これらの日本史事例に共通するのは、柔軟な発想と新しいことへの受容です。
人間は変化を嫌う生き物ですが、適応し続けなければ老害へ突き進みます。
現代でも、ドイツは1993年に選択的夫婦別姓を導入しました。
ジェンダー平等視点で言うなら別姓を受け入れるかどうか子どもでも分かる判断ですが、これはジェンダーギャップ指数で日本が低い数値である理由の1つとも言えます。
異文化を理解し受け入れると、異なる背景を持つ人々が共存しやすくなります。
いまはコンビニやレストランで身近に日本人以外の人があふれており、この先も移民受け入れ以外人口減少を止められない日本では、外国籍の方々が増えていくと思われます。
彼らと協調するか、分断の道を選ぶのか。
すべてを無条件に受け入れるのは現実的ではありませんが、違う視点を取り入れないと滅びるのは、進化論で見ても当たり前のお話。
今回みてきたデータでは「夫婦別姓で良いと考える人は過半数以上」ですが、日本の法制度ではそれを認めておらず少なくとも今の段階でいつ頃、夫婦別姓に切り替わるか分かりません。
ただ、個人的には夫婦別姓に変わるのは時間の問題だと思っています。
今の日本は「巧遅は拙速に如かず」であり、100年後の日本人から「え、昔って夫婦同姓だったの」と笑われる未来が予測できます。
さいごに
2024年4月にCNNニュースで、人口減少社会の日本で夫婦同姓を続けると1つの苗字に収束する以下のニュースがありました。

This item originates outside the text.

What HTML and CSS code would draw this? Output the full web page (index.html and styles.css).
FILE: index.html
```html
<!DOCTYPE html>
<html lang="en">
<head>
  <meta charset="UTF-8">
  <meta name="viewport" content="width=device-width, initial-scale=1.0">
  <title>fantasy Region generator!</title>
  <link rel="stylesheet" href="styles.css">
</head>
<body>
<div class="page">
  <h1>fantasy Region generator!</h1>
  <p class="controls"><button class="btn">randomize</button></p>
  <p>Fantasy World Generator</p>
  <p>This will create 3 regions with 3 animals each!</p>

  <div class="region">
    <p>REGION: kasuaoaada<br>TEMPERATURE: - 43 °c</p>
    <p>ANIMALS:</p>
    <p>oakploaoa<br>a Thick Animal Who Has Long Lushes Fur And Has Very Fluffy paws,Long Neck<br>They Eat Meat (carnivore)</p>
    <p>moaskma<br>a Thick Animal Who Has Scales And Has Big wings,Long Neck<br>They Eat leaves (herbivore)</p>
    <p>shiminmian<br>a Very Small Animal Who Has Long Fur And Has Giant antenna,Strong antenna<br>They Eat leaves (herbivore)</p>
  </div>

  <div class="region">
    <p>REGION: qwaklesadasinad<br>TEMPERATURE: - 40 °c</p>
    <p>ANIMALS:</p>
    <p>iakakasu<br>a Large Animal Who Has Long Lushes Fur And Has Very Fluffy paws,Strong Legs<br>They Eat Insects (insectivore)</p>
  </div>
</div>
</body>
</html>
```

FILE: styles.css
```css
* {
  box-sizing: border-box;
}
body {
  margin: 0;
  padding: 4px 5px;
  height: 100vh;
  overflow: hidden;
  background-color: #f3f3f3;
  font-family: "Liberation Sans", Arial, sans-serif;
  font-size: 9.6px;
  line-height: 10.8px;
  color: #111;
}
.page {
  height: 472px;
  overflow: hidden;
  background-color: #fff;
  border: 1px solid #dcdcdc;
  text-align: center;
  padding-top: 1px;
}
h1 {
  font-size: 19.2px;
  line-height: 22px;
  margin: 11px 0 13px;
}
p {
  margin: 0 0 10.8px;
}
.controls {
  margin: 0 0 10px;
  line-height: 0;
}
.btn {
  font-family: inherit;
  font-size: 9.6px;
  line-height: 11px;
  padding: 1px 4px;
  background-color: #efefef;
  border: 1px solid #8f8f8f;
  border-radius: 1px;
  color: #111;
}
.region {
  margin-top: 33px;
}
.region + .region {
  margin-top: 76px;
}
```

500年後の日本人、全員「佐藤さん」に? 研究者が推定、結婚率激減なら別の結果も
夫婦別姓は反対派の意見では、夫婦は同じ苗字でないと一体感がなくなると聞きますが、彼らはこのニュースをどう見るのか。
みんな同じ佐藤姓になれば全員で一体感を持てる、と笑えないジョークを真顔で言うのであればうすら寒いです。